A straight piece of 1mm diameter (AWG-18) wire that is 1" long has about 25nH of inductance. The inductance goes up if there are bends/kinks in the wire.

 

Ok, got it.

Does anyone knows how could I interface my Schottky diode into one of the holes in my stripboard?

The diameter of the lead of the Schottky is about 1.3mm, which is 0.3mm wider than the 1.0mm hole in the stripboard. I intend to drill a 1.5mm hole right in the middle since the pitch (trace width of the stripboard) is about 2.54mm, which still has enough copper for me to solder later on.

Or is there any connector I can buy to fit the thick 1.3mm lead into and then fit everything to the 1.0mm hole. But this introduce alot of parasitic elements like contact resistance and etc?

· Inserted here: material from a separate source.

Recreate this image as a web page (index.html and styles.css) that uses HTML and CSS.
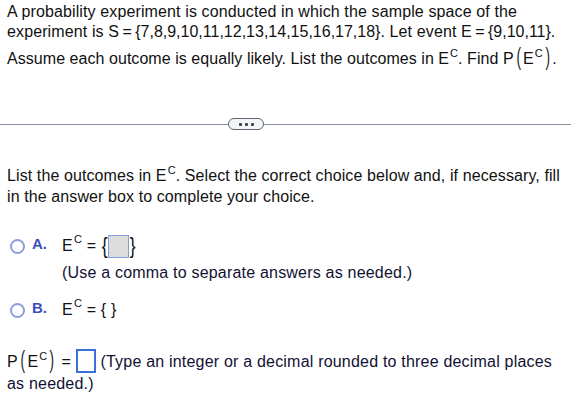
FILE: index.html
```html
<!DOCTYPE html>
<html>
<head>
<meta charset="utf-8">
<link rel="stylesheet" href="styles.css">
</head>
<body>
<div class="page">
  <p class="question">
    <span class="q-line">A probability experiment is conducted in which the sample space of the</span>
    <span class="q-line">experiment is S&#8201;=&#8201;<span class="set">{7,8,9,10,11,12,13,14,15,16,17,18}</span>. Let event E&#8201;=&#8201;<span class="set">{9,10,11}</span>.</span>
    <span class="q-line q-line-last">Assume each outcome is equally likely. List the outcomes in E<sup class="sup">C</sup>. Find P<span class="paren">(</span>E<sup class="sup">C</sup><span class="paren">)</span>.</span>
  </p>

  <div class="divider">
    <span class="rule rule-left"></span>
    <span class="pill"><i></i><i></i><i></i></span>
    <span class="rule"></span>
  </div>

  <p class="prompt">List the outcomes in E<sup class="sup">C</sup>. Select the correct choice below and, if necessary, fill<br>in the answer box to complete your choice.</p>

  <div class="choice choice-a">
    <span class="radio"></span>
    <span class="letter">A.</span>
    <div class="choice-body">
      <div class="expr">E<sup class="sup">C</sup> = <span class="brace">{</span><span class="box-gray"></span><span class="brace">}</span></div>
      <div class="hint hint-a">(Use a comma to separate answers as needed.)</div>
    </div>
  </div>

  <div class="choice choice-b">
    <span class="radio"></span>
    <span class="letter">B.</span>
    <div class="choice-body">
      <div class="expr">E<sup class="sup">C</sup> = { }</div>
    </div>
  </div>

  <p class="answer">P<span class="paren">(</span>E<sup class="sup">C</sup><span class="paren">)</span> = <span class="box-blue"></span> <span class="hint">(Type an integer or a decimal rounded to three decimal places<br>as needed.)</span></p>
</div>
</body>
</html>
```

FILE: styles.css
```css
html, body {
  margin: 0;
  padding: 0;
  background: #ffffff;
}

body {
  font-family: "Liberation Sans", Arial, sans-serif;
  font-size: 16px;
  letter-spacing: 0.2px;
  color: #111111;
}

.page {
  padding: 0 0 0 7px;
}

p {
  margin: 0;
}

.question {
  padding-top: 2px;
  letter-spacing: 0.12px;
}

.q-line {
  display: block;
  line-height: 20px;
  white-space: nowrap;
}

.q-line-last {
  padding-top: 7px;
  letter-spacing: 0.05px;
}

.set {
  letter-spacing: 0;
}

.sup {
  font-size: 11px;
  vertical-align: 0;
  position: relative;
  top: -7px;
  line-height: 0;
  margin-left: 1px;
}

.paren {
  display: inline-block;
  font-weight: 300;
  line-height: 16px;
  transform: scale(0.85, 1.45) translateY(-1px);
  margin: 0 2px;
  color: #222222;
}

.divider {
  display: flex;
  align-items: center;
  margin: 49px 0 0 -7px;
}

.rule {
  flex: 1;
  height: 1px;
  background: #8790a0;
}

.rule-left {
  flex: none;
  width: 228px;
}

.pill {
  width: 34px;
  height: 10px;
  border: 1px solid #5d6472;
  border-radius: 6px;
  background: #f4f5f7;
  display: flex;
  align-items: center;
  justify-content: center;
  gap: 3px;
}

.pill i {
  width: 3px;
  height: 3px;
  background: #3e4450;
  border-radius: 1px;
}

.prompt {
  margin-top: 35px;
  line-height: 21px;
  letter-spacing: 0.1px;
}

.choice {
  display: flex;
  align-items: flex-start;
}

.choice-a {
  margin-top: 28px;
}

.choice-b {
  margin-top: 16px;
}

.radio {
  width: 11px;
  height: 11px;
  border: 2px solid #8c9fdc;
  border-radius: 50%;
  margin: 4px 0 0 3px;
  flex: none;
}

.letter {
  font-weight: bold;
  color: #3a4fb7;
  font-size: 15px;
  letter-spacing: 0;
  margin-left: 7px;
  width: 30px;
  line-height: 18px;
}

.choice-body {
  margin-top: -2px;
}

.expr {
  line-height: 26px;
  display: flex;
  align-items: center;
  white-space: pre;
}

.brace {
  font-size: 22px;
  transform: scaleX(0.8);
  display: inline-block;
}

.box-gray {
  display: inline-block;
  width: 21px;
  height: 23px;
  background: #dcdcdc;
  border: 1px solid #7fa1da;
  box-sizing: border-box;
}

.hint {
  line-height: 21px;
  color: #111133;
}

.hint-a {
  margin-top: 3px;
}

.answer {
  margin-top: 26px;
  line-height: 22px;
}

.box-blue {
  display: inline-block;
  width: 20px;
  height: 24px;
  border: 2px solid #3a6fd8;
  box-sizing: border-box;
  vertical-align: -6px;
}
```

Schottky diode datasheet for your convenience: http://www.st.com/internet/com/TECHNICAL_RESOURCES/TECHNICAL_LITERATURE/DATASHEET/CD00003323.pdf

 

If you must, just strip a short piece of 1mm wire, wrap it around the diode's lead a few times, solder it, and stick the end through the hole.

But, if you use a pair of diagonal cutters and snip the end off at an angle, the end will be pretty sharp and you could use that to drill into the board.

 

You are worying too much! Vd, the drain voltage will never be 28 Volts DC. Due to the inductor, Vd will either be just under 100Volts when the switch is turned ON, and will be about GND when the power diode is ON and the FET is OFF.

All you have to do is get Vg, the gate voltage down to 85 Volts or so to turn the FET ON, then "let go of it" and let it drain thru a gate - source resistor. A zener from gate to source is not a bad idea, as suggested above, etc.

 

You are worying too much! Vd, the drain voltage will never be 28 Volts DC. Due to the inductor, Vd will either be just under 100Volts when the switch is turned ON, and will be about GND when the power diode is ON and the FET is OFF.

I can only guess that you are commenting on something very early on in the thread; this post will make it 8 pages long.

You really need to quote the post you are responding to.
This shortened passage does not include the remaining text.